ParrotSpeech Integration

ParrotSpeech returns IPA phoneme timestamps natively - the highest-accuracy option for OpenHuman lip sync.

import { ParrotSpeechClient } from "@parrotspeech/client"
 
const parrot = new ParrotSpeechClient({ apiKey: "YOUR_KEY" })
 
const result = await parrot.synthesize({
    text: "Hello, how can I help you today?",
    voice: "nova_en_f",
    format: "wav",
    phonemes: true, // request IPA phoneme timestamps
})
 
// result.phonemes: [{ ipa: 'h', startMs: 0, endMs: 60 }, ...]
// result.audioBuffer: ArrayBuffer
 
result.phonemes.forEach(({ ipa, startMs, endMs }) => {
    human.scheduleVisemeByIPA({
        ipa,
        startMs,
        endMs,
        audioContext: ctx,
        audioStartTime: ctx.currentTime,
    })
})
 
playAudio(ctx, result.audioBuffer)

VisemeScheduler API

The VisemeScheduler is the core of the client-side lip sync system. It receives viseme events (from any TTS provider), enqueues them, and drives morph weight animations frame-by-frame.

scheduleViseme()

human.scheduleViseme({
  visemeId: number,              // Azure viseme ID (0–21)
  triggerAt: number,             // AudioContext.currentTime (seconds)
  audioContext: AudioContext,
  blendInMs?: number,            // default: 60ms
  blendOutMs?: number,           // default: 80ms
  weight?: number,               // peak weight (default: 1.0)
})

scheduleVisemeByName()

human.scheduleVisemeByName({
  viseme: 'AA' | 'EE' | 'II' | 'OO' | 'UU' | 'PP' | 'FF' |
          'TH' | 'DD' | 'KK' | 'CH' | 'SS' | 'NN' | 'RR' | 'sil',
  triggerAt: number,
  audioContext: AudioContext,
  blendInMs?: number,
  blendOutMs?: number,
  weight?: number,
})

scheduleVisemeByIPA()

human.scheduleVisemeByIPA({
    ipa: string, // IPA phoneme string
    startMs: number, // ms from audio start
    endMs: number, // ms from audio start
    audioContext: AudioContext,
    audioStartTime: number, // AudioContext time when audio started
})

clearVisemeQueue()

// Call when interrupting speech (e.g. user interrupts the character)
human.clearVisemeQueue()
human.resetMorphWeights()

Blend Timing

Each viseme schedules a smooth weight curve: blend in → hold peak → blend out.

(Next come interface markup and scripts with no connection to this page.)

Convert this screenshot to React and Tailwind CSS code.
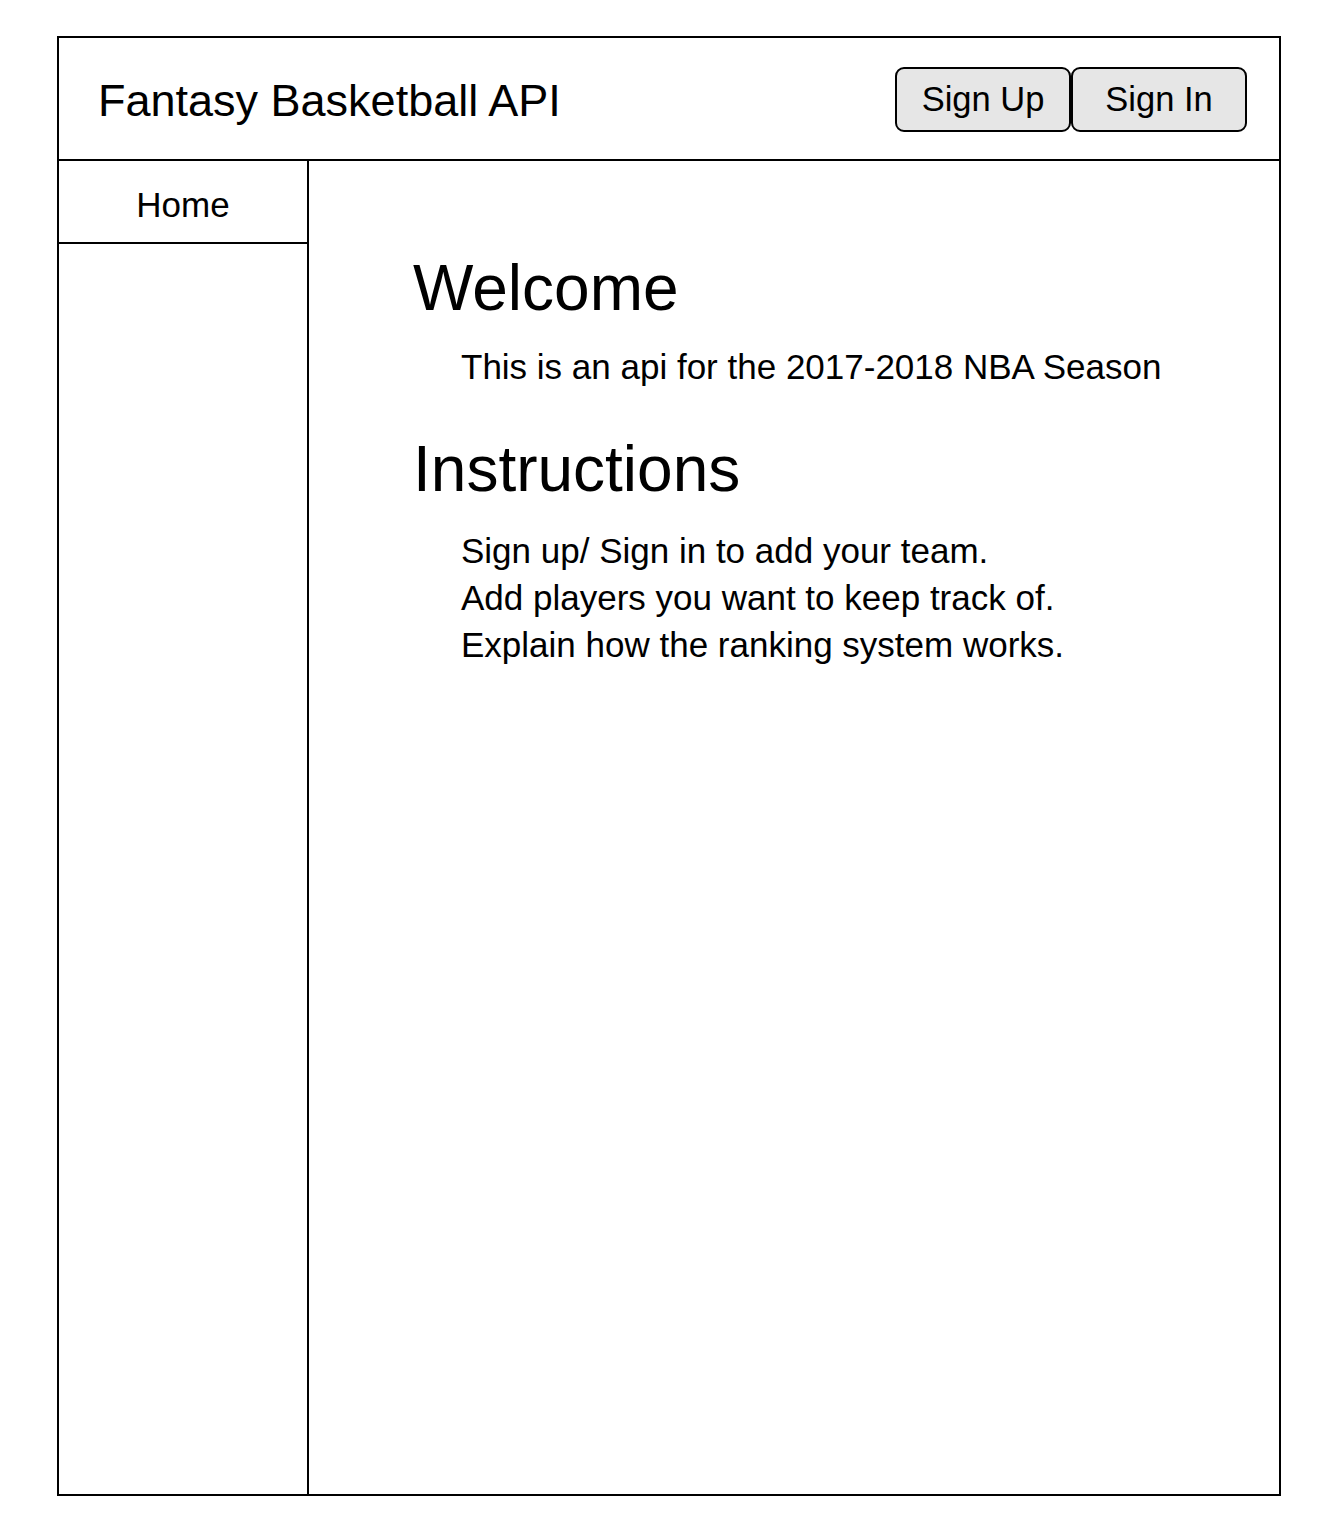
import React from "react";

const font = { fontFamily: '"Liberation Sans", Arial, sans-serif' };

const NavButton = ({ children }) => (
  <button className="w-[176px] h-[65px] bg-[#e6e6e6] border-2 border-black rounded-[9px] text-[34.5px] leading-none text-black flex items-center justify-center">
    {children}
  </button>
);

const App = () => {
  const steps = [
    "Sign up/ Sign in to add your team.",
    "Add players you want to keep track of.",
    "Explain how the ranking system works.",
  ];

  return (
    <div className="min-h-[1519px] bg-white pt-[36px] pl-[57px] font-['Liberation_Sans',Arial,sans-serif] text-black" style={font}>
      <div className="w-[1224px] h-[1460px] border-2 border-black flex flex-col">
        {/* Header */}
        <div className="h-[123px] shrink-0 border-b-2 border-black flex justify-between">
          <h1 className="pl-[39px] pt-[37px] text-[45px] leading-[52px]">Fantasy Basketball API</h1>
          <div className="flex items-start pt-[29px] pr-[32px]">
            <NavButton>Sign Up</NavButton>
            <NavButton>Sign In</NavButton>
          </div>
        </div>

        {/* Body */}
        <div className="flex flex-1 min-h-0">
          <nav className="w-[250px] shrink-0 border-r-2 border-black">
            <div className="h-[83px] border-b-2 border-black text-center pt-[24px] text-[35px] leading-[40px]">
              Home
            </div>
          </nav>

          <main className="flex-1 pl-[104px] pt-[90px]">
            <h2 className="text-[64px] leading-[74px]">Welcome</h2>
            <p className="mt-[18px] pl-[48px] text-[35px] leading-[47px]">
              This is an api for the 2017-2018 NBA Season
            </p>
            <h2 className="mt-[42px] text-[64px] leading-[74px]">Instructions</h2>
            <ul className="mt-[21px] pl-[48px] text-[35px] leading-[47px]">
              {steps.map((s) => (
                <li key={s}>{s}</li>
              ))}
            </ul>
          </main>
        </div>
      </div>
    </div>
  );
};

export default App;
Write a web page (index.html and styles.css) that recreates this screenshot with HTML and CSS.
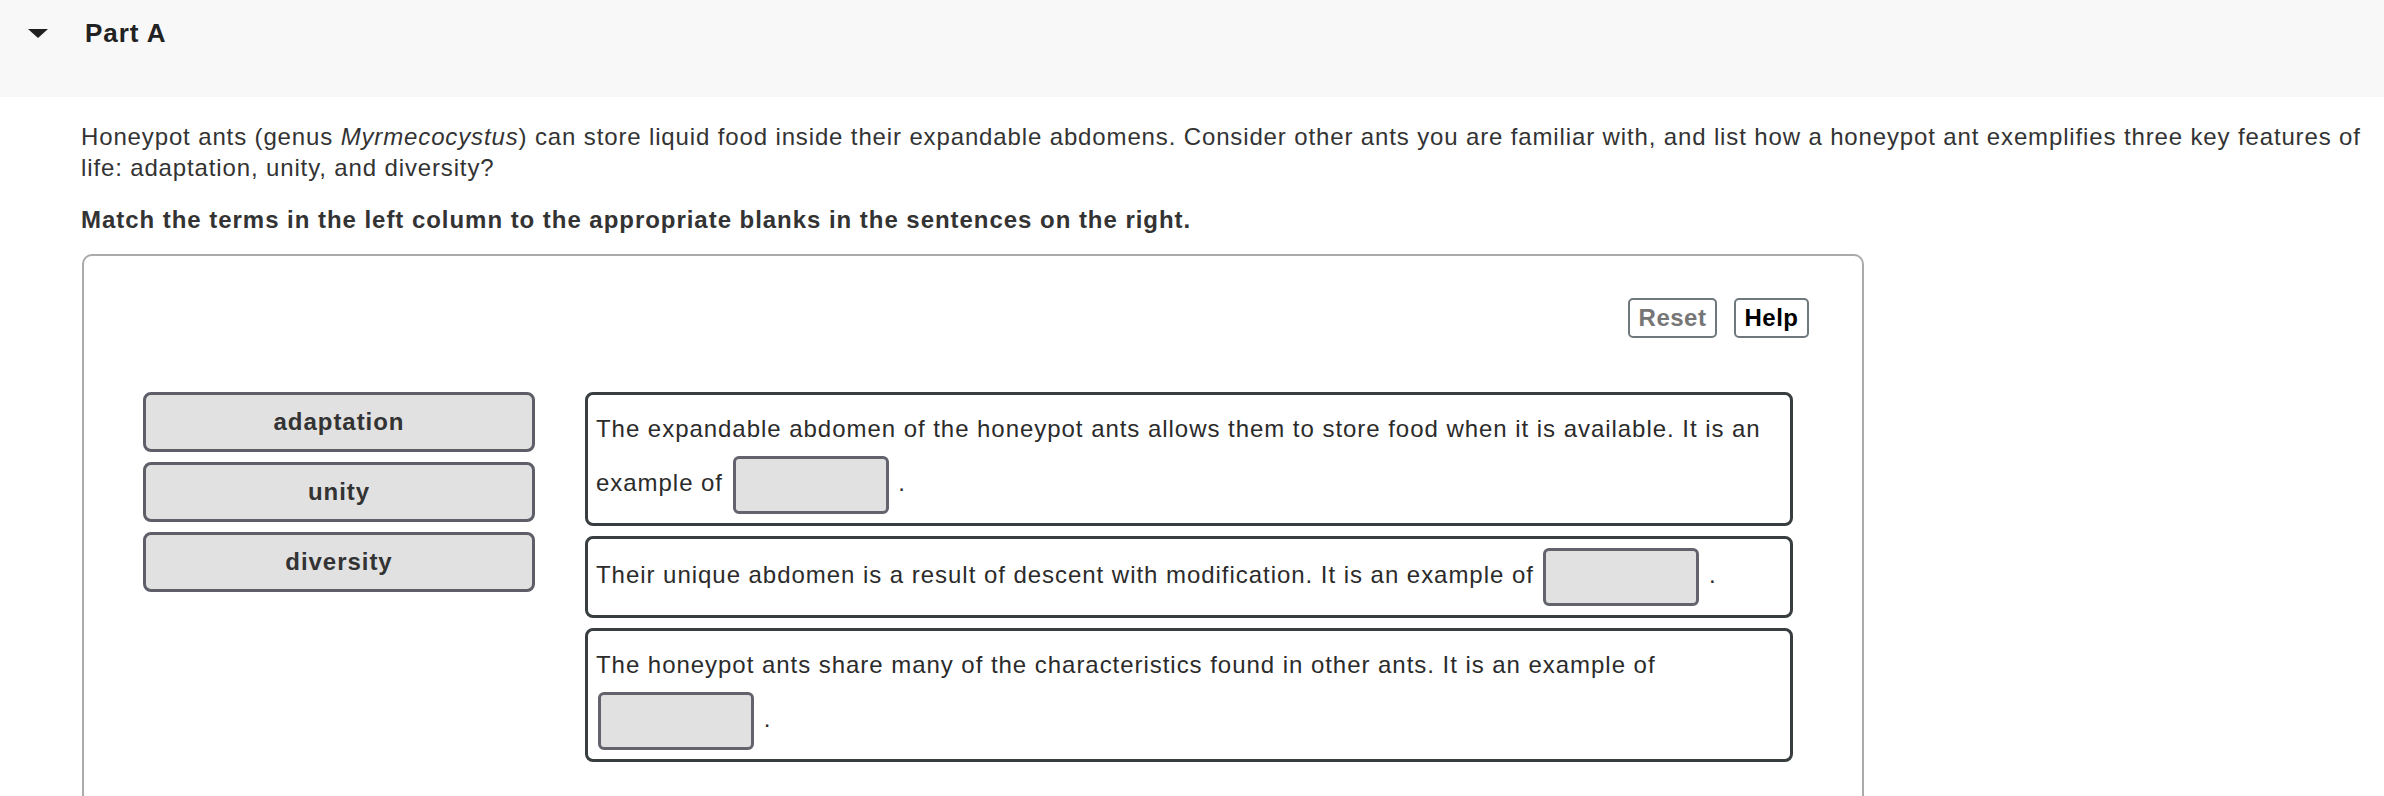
FILE: index.html
```html
<!DOCTYPE html>
<html lang="en">
<head>
<meta charset="utf-8">
<title>Part A</title>
<link rel="stylesheet" href="styles.css">
</head>
<body>
<header class="part-header">
  <span class="caret" aria-hidden="true"></span>
  <h2 class="part-title">Part A</h2>
</header>
<main class="content">
  <p class="prompt">Honeypot ants (genus <em>Myrmecocystus</em>) can store liquid food inside their expandable abdomens. Consider other ants you are familiar with, and list how a honeypot ant exemplifies three key features of life: adaptation, unity, and diversity?</p>
  <p class="instructions">Match the terms in the left column to the appropriate blanks in the sentences on the right.</p>
  <section class="panel">
    <div class="toolbar">
      <button class="btn btn-reset" type="button">Reset</button>
      <button class="btn btn-help" type="button">Help</button>
    </div>
    <div class="dnd">
      <div class="terms">
        <div class="term">adaptation</div>
        <div class="term">unity</div>
        <div class="term">diversity</div>
      </div>
      <div class="sentences">
        <div class="sentence">The expandable abdomen of the honeypot ants allows them to store food when it is available. It is an example of <span class="blank"></span> .</div>
        <div class="sentence">Their unique abdomen is a result of descent with modification. It is an example of <span class="blank"></span> .</div>
        <div class="sentence">The honeypot ants share many of the characteristics found in other ants. It is an example of <span class="blank"></span> .</div>
      </div>
    </div>
  </section>
</main>
</body>
</html>
```
FILE: styles.css
```css
html, body {
  margin: 0;
  padding: 0;
  background: #ffffff;
}
body {
  font-family: "Liberation Sans", Arial, Helvetica, sans-serif;
  color: #333333;
  font-size: 24px;
  letter-spacing: 0.04em;
}

.part-header {
  height: 97px;
  box-sizing: border-box;
  background: #f8f8f8;
  display: flex;
  align-items: flex-start;
  padding-top: 18px;
  padding-left: 28px;
}
.caret {
  width: 0;
  height: 0;
  margin-top: 11px;
  border-left: 10.5px solid transparent;
  border-right: 10.5px solid transparent;
  border-top: 9px solid #1f1f1f;
  margin-right: 37px;
}
.part-title {
  margin: 0;
  font-size: 26px;
  line-height: 30px;
  font-weight: bold;
  color: #222222;
}

.content {
  padding: 0 3px 0 81px;
}
.prompt {
  margin: 24px 0 0 0;
  line-height: 31px;
  letter-spacing: 0.036em;
}
.prompt em {
  font-style: italic;
}
.instructions {
  margin: 21px 0 0 0;
  line-height: 31px;
  font-weight: bold;
}

.panel {
  margin-top: 19px;
  margin-left: 1px;
  width: 1782px;
  box-sizing: border-box;
  border: 2px solid #aaaaaa;
  border-radius: 10px;
  padding: 42px 53px 80px 59px;
}
.toolbar {
  display: flex;
  justify-content: flex-end;
  gap: 17px;
}
.btn {
  height: 40px;
  box-sizing: border-box;
  padding: 0;
  border: 2px solid #6f797d;
  border-radius: 5px;
  background: #ffffff;
  font-family: inherit;
  font-size: 24px;
  letter-spacing: 0.02em;
  font-weight: bold;
  line-height: 36px;
  text-align: center;
}
.btn-reset { color: #767676; width: 89px; }
.btn-help { color: #000000; width: 75px; }

.dnd {
  display: flex;
  align-items: flex-start;
  gap: 50px;
  margin-top: 54px;
}
.terms {
  display: flex;
  flex-direction: column;
  gap: 10px;
  width: 392px;
  flex: none;
}
.term {
  height: 60px;
  box-sizing: border-box;
  border: 3px solid #5d5e68;
  border-radius: 8px;
  background: #e1e1e1;
  font-weight: bold;
  color: #333333;
  display: flex;
  align-items: center;
  justify-content: center;
}
.sentences {
  display: flex;
  flex-direction: column;
  gap: 10px;
  width: 1208px;
  flex: none;
}
.sentence {
  box-sizing: border-box;
  border: 3px solid #383d40;
  border-radius: 8px;
  padding: 8px 8px;
  line-height: 52px;
  color: #2b2b2b;
}
.blank {
  display: inline-block;
  box-sizing: border-box;
  width: 156px;
  height: 58px;
  margin: 1px 2px;
  border: 3px solid #62636d;
  border-radius: 6px;
  background: #e1e1e1;
  vertical-align: middle;
}
```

When two visemes overlap in time, their weights are additively blended and the result is normalized. This produces smooth coarticulation - the mouth shape for "pr" is a blend of PP and RR, not a hard cut.

Tuning Blend Times

human.setVisemeDefaults({
    blendInMs: 50, // faster = more articulate, lower = smoother
    blendOutMs: 70,
    minWeight: 0.0,
    maxWeight: 1.0,
    coarticulationWindow: 2, // how many visemes ahead to pre-blend
})

Path 2: Server-Side Streaming (Production)

For production deployments, phoneme extraction and morph weight computation run on the server, and the results are streamed to the client via the OHP WebSocket protocol as MORPH or POSE_MORPH frames.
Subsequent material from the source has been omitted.